The 2020 Offense should improve

I wrote previously about how the Kansas City Chiefs offense in 2020 should take a step forward from where they were in 2019. The offensive side of the ball is what the Kansas City Chiefs and Andy Reid are known for. They had a prolific and historic campaign in 2018 and followed that up with a modest regression, for various reasons, in 2019.

Entering 2020, the offense will be much closer in their overall makeup to the 2018 Kansas City Chiefs largely because of their draft class. In the first round, the Chiefs added arguably the most versatile running back in the entire class in Clyde Edwards-Helaire.

There are a number of pundits and fans who remain somewhat skeptical of this pick. This is understandable, given it is generally frowned upon to take a running back in the first round. The positive spin is that the Chiefs offense absolutely exploded in the playoffs, and you could argue it was the play of running back Damien Williams that ignited that explosion.

Isn’t this more reason to bemoan expending valuable draft capital, the team’s first first-round selection in a number of years, on a running back? A week or so after the Super Bowl victory, I wrote that I believed Damien Williams had solved the team’s running back woes. He was arguably the team’s second most consistent player after Patrick Mahomes in that three-game playoff stretch.

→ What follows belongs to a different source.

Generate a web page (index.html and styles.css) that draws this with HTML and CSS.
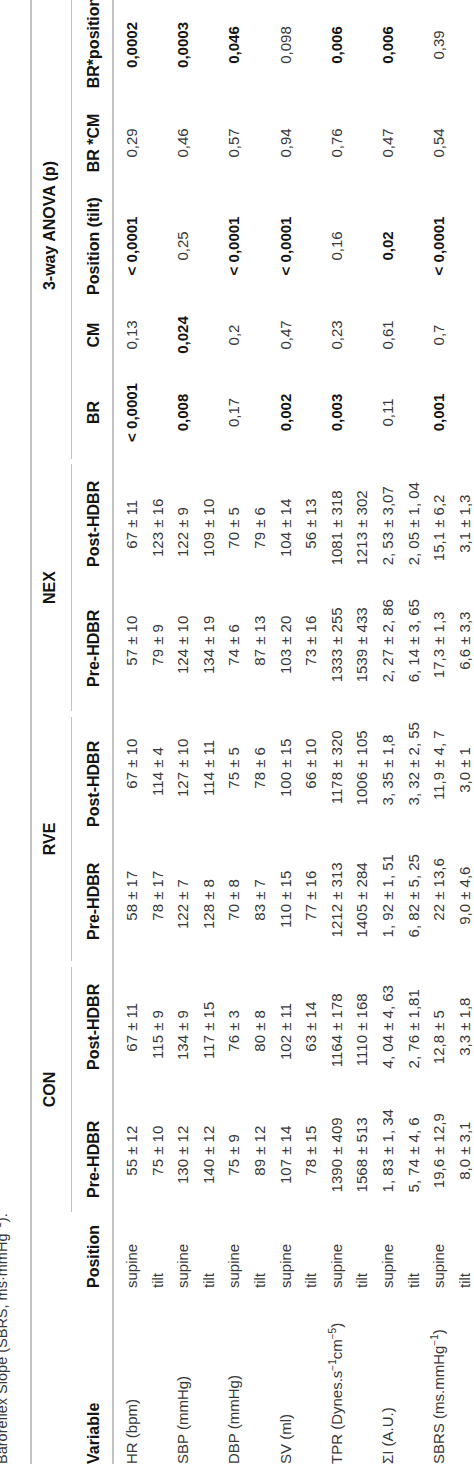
FILE: index.html
```html
<!DOCTYPE html>
<html lang="en">
<head>
<meta charset="utf-8">
<title>Table</title>
<link rel="stylesheet" href="styles.css">
</head>
<body>
<div class="viewport">
  <div class="sheet">
    <p class="caption">Baroreflex Slope (SBRS, ms·mmHg<sup>−1</sup>).</p>
    <table class="tbl">
      <colgroup>
        <col class="w1"><col class="w2"><col class="w3"><col class="w4"><col class="w5"><col class="w6"><col class="w7"><col class="w8"><col class="w9"><col class="w10"><col class="w11"><col class="w12"><col class="w13">
      </colgroup>
      <thead>
        <tr class="groups">
          <th colspan="2"></th>
          <th colspan="2"><div class="grp g-con">CON</div></th>
          <th colspan="2"><div class="grp g-rve">RVE</div></th>
          <th colspan="2"><div class="grp g-nex">NEX</div></th>
          <th colspan="5"><div class="grp g-anova">3-way ANOVA (p)</div></th>
        </tr>
        <tr class="cols">
          <th class="left">Variable</th>
          <th class="left">Position</th>
          <th class="h3">Pre-HDBR</th>
          <th class="h4">Post-HDBR</th>
          <th class="h5">Pre-HDBR</th>
          <th class="h6">Post-HDBR</th>
          <th class="h7">Pre-HDBR</th>
          <th class="h8">Post-HDBR</th>
          <th class="mid">BR</th>
          <th class="mid">CM</th>
          <th class="mid">Position (tilt)</th>
          <th class="mid">BR *CM</th>
          <th class="mid last">BR*position</th>
        </tr>
      </thead>
      <tbody>
        <tr>
          <td>HR (bpm)</td><td>supine</td>
          <td class="v c3"><span class="a">55</span> ± 12</td>
          <td class="v c4"><span class="a">67</span> ± 11</td>
          <td class="v c5"><span class="a">58</span> ± 17</td>
          <td class="v c6"><span class="a">67</span> ± 10</td>
          <td class="v c7"><span class="a">57</span> ± 10</td>
          <td class="v c8"><span class="a">67</span> ± 11</td>
          <td class="mid b">&lt; 0,0001</td><td class="mid">0,13</td><td class="mid b">&lt; 0,0001</td><td class="mid">0,29</td><td class="mid b">0,0002</td>
        </tr>
        <tr>
          <td></td><td>tilt</td>
          <td class="v c3"><span class="a">75</span> ± 10</td>
          <td class="v c4"><span class="a">115</span> ± 9</td>
          <td class="v c5"><span class="a">78</span> ± 17</td>
          <td class="v c6"><span class="a">114</span> ± 4</td>
          <td class="v c7"><span class="a">79</span> ± 9</td>
          <td class="v c8"><span class="a">123</span> ± 16</td>
          <td></td><td></td><td></td><td></td><td></td>
        </tr>
        <tr>
          <td>SBP (mmHg)</td><td>supine</td>
          <td class="v c3"><span class="a">130</span> ± 12</td>
          <td class="v c4"><span class="a">134</span> ± 9</td>
          <td class="v c5"><span class="a">122</span> ± 7</td>
          <td class="v c6"><span class="a">127</span> ± 10</td>
          <td class="v c7"><span class="a">124</span> ± 10</td>
          <td class="v c8"><span class="a">122</span> ± 9</td>
          <td class="mid b">0,008</td><td class="mid b">0,024</td><td class="mid">0,25</td><td class="mid">0,46</td><td class="mid b">0,0003</td>
        </tr>
        <tr>
          <td></td><td>tilt</td>
          <td class="v c3"><span class="a">140</span> ± 12</td>
          <td class="v c4"><span class="a">117</span> ± 15</td>
          <td class="v c5"><span class="a">128</span> ± 8</td>
          <td class="v c6"><span class="a">114</span> ± 11</td>
          <td class="v c7"><span class="a">134</span> ± 19</td>
          <td class="v c8"><span class="a">109</span> ± 10</td>
          <td></td><td></td><td></td><td></td><td></td>
        </tr>
        <tr>
          <td>DBP (mmHg)</td><td>supine</td>
          <td class="v c3"><span class="a">75</span> ± 9</td>
          <td class="v c4"><span class="a">76</span> ± 3</td>
          <td class="v c5"><span class="a">70</span> ± 8</td>
          <td class="v c6"><span class="a">75</span> ± 5</td>
          <td class="v c7"><span class="a">74</span> ± 6</td>
          <td class="v c8"><span class="a">70</span> ± 5</td>
          <td class="mid">0,17</td><td class="mid">0,2</td><td class="mid b">&lt; 0,0001</td><td class="mid">0,57</td><td class="mid b">0,046</td>
        </tr>
        <tr>
          <td></td><td>tilt</td>
          <td class="v c3"><span class="a">89</span> ± 12</td>
          <td class="v c4"><span class="a">80</span> ± 8</td>
          <td class="v c5"><span class="a">83</span> ± 7</td>
          <td class="v c6"><span class="a">78</span> ± 6</td>
          <td class="v c7"><span class="a">87</span> ± 13</td>
          <td class="v c8"><span class="a">79</span> ± 6</td>
          <td></td><td></td><td></td><td></td><td></td>
        </tr>
        <tr>
          <td>SV (ml)</td><td>supine</td>
          <td class="v c3"><span class="a">107</span> ± 14</td>
          <td class="v c4"><span class="a">102</span> ± 11</td>
          <td class="v c5"><span class="a">110</span> ± 15</td>
          <td class="v c6"><span class="a">100</span> ± 15</td>
          <td class="v c7"><span class="a">103</span> ± 20</td>
          <td class="v c8"><span class="a">104</span> ± 14</td>
          <td class="mid b">0,002</td><td class="mid">0,47</td><td class="mid b">&lt; 0,0001</td><td class="mid">0,94</td><td class="mid">0,098</td>
        </tr>
        <tr>
          <td></td><td>tilt</td>
          <td class="v c3"><span class="a">78</span> ± 15</td>
          <td class="v c4"><span class="a">63</span> ± 14</td>
          <td class="v c5"><span class="a">77</span> ± 16</td>
          <td class="v c6"><span class="a">66</span> ± 10</td>
          <td class="v c7"><span class="a">73</span> ± 16</td>
          <td class="v c8"><span class="a">56</span> ± 13</td>
          <td></td><td></td><td></td><td></td><td></td>
        </tr>
        <tr>
          <td>TPR (Dynes.s<sup>−1</sup>cm<sup>−5</sup>)</td><td>supine</td>
          <td class="v c3"><span class="a">1390</span> ± 409</td>
          <td class="v c4"><span class="a">1164</span> ± 178</td>
          <td class="v c5"><span class="a">1212</span> ± 313</td>
          <td class="v c6"><span class="a">1178</span> ± 320</td>
          <td class="v c7"><span class="a">1333</span> ± 255</td>
          <td class="v c8"><span class="a">1081</span> ± 318</td>
          <td class="mid b">0,003</td><td class="mid">0,23</td><td class="mid">0,16</td><td class="mid">0,76</td><td class="mid b">0,006</td>
        </tr>
        <tr>
          <td></td><td>tilt</td>
          <td class="v c3"><span class="a">1568</span> ± 513</td>
          <td class="v c4"><span class="a">1110</span> ± 168</td>
          <td class="v c5"><span class="a">1405</span> ± 284</td>
          <td class="v c6"><span class="a">1006</span> ± 105</td>
          <td class="v c7"><span class="a">1539</span> ± 433</td>
          <td class="v c8"><span class="a">1213</span> ± 302</td>
          <td></td><td></td><td></td><td></td><td></td>
        </tr>
        <tr>
          <td>ΣI (A.U.)</td><td>supine</td>
          <td class="v c3"><span class="a">1, 83</span> ± 1, 34</td>
          <td class="v c4"><span class="a">4, 04</span> ± 4, 63</td>
          <td class="v c5"><span class="a">1, 92</span> ± 1, 51</td>
          <td class="v c6"><span class="a">3, 35</span> ± 1,8</td>
          <td class="v c7"><span class="a">2, 27</span> ± 2, 86</td>
          <td class="v c8"><span class="a">2, 53</span> ± 3,07</td>
          <td class="mid">0,11</td><td class="mid">0,61</td><td class="mid b">0,02</td><td class="mid">0,47</td><td class="mid b">0,006</td>
        </tr>
        <tr>
          <td></td><td>tilt</td>
          <td class="v c3"><span class="a">5, 74</span> ± 4, 6</td>
          <td class="v c4"><span class="a">2, 76</span> ± 1,81</td>
          <td class="v c5"><span class="a">6, 82</span> ± 5, 25</td>
          <td class="v c6"><span class="a">3, 32</span> ± 2, 55</td>
          <td class="v c7"><span class="a">6, 14</span> ± 3, 65</td>
          <td class="v c8"><span class="a">2, 05</span> ± 1, 04</td>
          <td></td><td></td><td></td><td></td><td></td>
        </tr>
        <tr>
          <td>SBRS (ms.mmHg<sup>−1</sup>)</td><td>supine</td>
          <td class="v c3"><span class="a">19,6</span> ± 12,9</td>
          <td class="v c4"><span class="a">12,8</span> ± 5</td>
          <td class="v c5"><span class="a">22</span> ± 13,6</td>
          <td class="v c6"><span class="a">11,9</span> ± 4, 7</td>
          <td class="v c7"><span class="a">17,3</span> ± 1,3</td>
          <td class="v c8"><span class="a">15,1</span> ± 6,2</td>
          <td class="mid b">0,001</td><td class="mid">0,7</td><td class="mid b">&lt; 0,0001</td><td class="mid">0,54</td><td class="mid">0,39</td>
        </tr>
        <tr>
          <td></td><td>tilt</td>
          <td class="v c3"><span class="a">8,0</span> ± 3,1</td>
          <td class="v c4"><span class="a">3,3</span> ± 1,8</td>
          <td class="v c5"><span class="a">9,0</span> ± 4,6</td>
          <td class="v c6"><span class="a">3,0</span> ± 1</td>
          <td class="v c7"><span class="a">6,6</span> ± 3,3</td>
          <td class="v c8"><span class="a">3,1</span> ± 1,3</td>
          <td></td><td></td><td></td><td></td><td></td>
        </tr>
      </tbody>
    </table>
  </div>
</div>
</body>
</html>
```
FILE: styles.css
```css
html, body {
  margin: 0;
  padding: 0;
  background: #ffffff;
}

.viewport {
  width: 474px;
  height: 1464px;
  overflow: hidden;
}

.sheet {
  display: flow-root;
  width: 1472px;
  transform-origin: 0 0;
  transform: translateY(1464px) rotate(-90deg);
  font-family: "Liberation Sans", Arial, Helvetica, sans-serif;
  color: #383838;
}

.caption {
  margin: -6px 0 19px 0;
  font-size: 14.5px;
  line-height: 17px;
  white-space: nowrap;
}

sup {
  font-size: 10px;
  line-height: 0;
  vertical-align: 6px;
}

.tbl {
  width: 1472px;
  table-layout: fixed;
  border-spacing: 0;
  font-size: 15px;
}

.w1 { width: 176px; }
.w2 { width: 76px; }
.w3 { width: 126px; }
.w4 { width: 125px; }
.w5 { width: 122px; }
.w6 { width: 125px; }
.w7 { width: 127px; }
.w8 { width: 128px; }
.w9 { width: 93px; }
.w10 { width: 62px; }
.w11 { width: 116px; }
.w12 { width: 90px; }
.w13 { width: 106px; }

th {
  font-weight: bold;
  font-size: 16px;
  color: #141414;
  white-space: nowrap;
  text-align: left;
}

.groups th {
  border-top: 2px solid #c2c2c2;
  padding: 0;
  vertical-align: top;
}

.grp {
  padding: 9px 0 12px 0;
  line-height: 18px;
  text-align: center;
  border-bottom: 1.5px solid #c2c2c2;
}

.g-con { margin: 0 6px 0 0; }
.g-rve { margin: 0 3px 0 0; }
.g-nex { margin: 0 5px 0 3px; }
.g-anova { margin: 0; }

.cols th {
  padding: 13px 0 9px 0;
  line-height: 18px;
  border-bottom: 2px solid #c2c2c2;
}

.cols th.mid { text-align: center; }
.cols th.last { padding-left: 5px; }

.h3 { padding-left: 14px !important; }
.h4 { padding-left: 16px !important; }
.h5 { padding-left: 21px !important; }
.h6 { padding-left: 12px !important; }
.h7 { padding-left: 27px !important; }
.h8 { padding-left: 20px !important; }

td {
  padding: 0;
  line-height: 25.6px;
  white-space: nowrap;
  vertical-align: top;
}

tbody tr:first-child td {
  padding-top: 5px;
}

td.mid { text-align: center; }

td.b {
  font-weight: bold;
  color: #141414;
}

.a {
  display: inline-block;
  width: 36px;
  text-align: right;
}

.c3 { padding-left: 17px; }
.c4 { padding-left: 15px; }
.c5 { padding-left: 21px; }
.c6 { padding-left: 31px; }
.c7 { padding-left: 29px; }
.c8 { padding-left: 19px; }
```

Truthfully, the running back position last season was actually somewhat of a disaster up until that point. None of the running backs on the roster demonstrated consistent enough ability to be relied upon on a game by game basis. Clyde Edwards-Helaire, a player who just won a national championship on the best and most NFL-like offense in college, should provide that consistency.

If Damien Williams and Clyde Edwards-Helaire are able to duplicate even 90 percent of Damien Williams’ playoff production on a consistent basis in 2020, the offense could easily score closer to the 39 points per game it did in the playoffs than the 29.5 points per game it did in the regular season.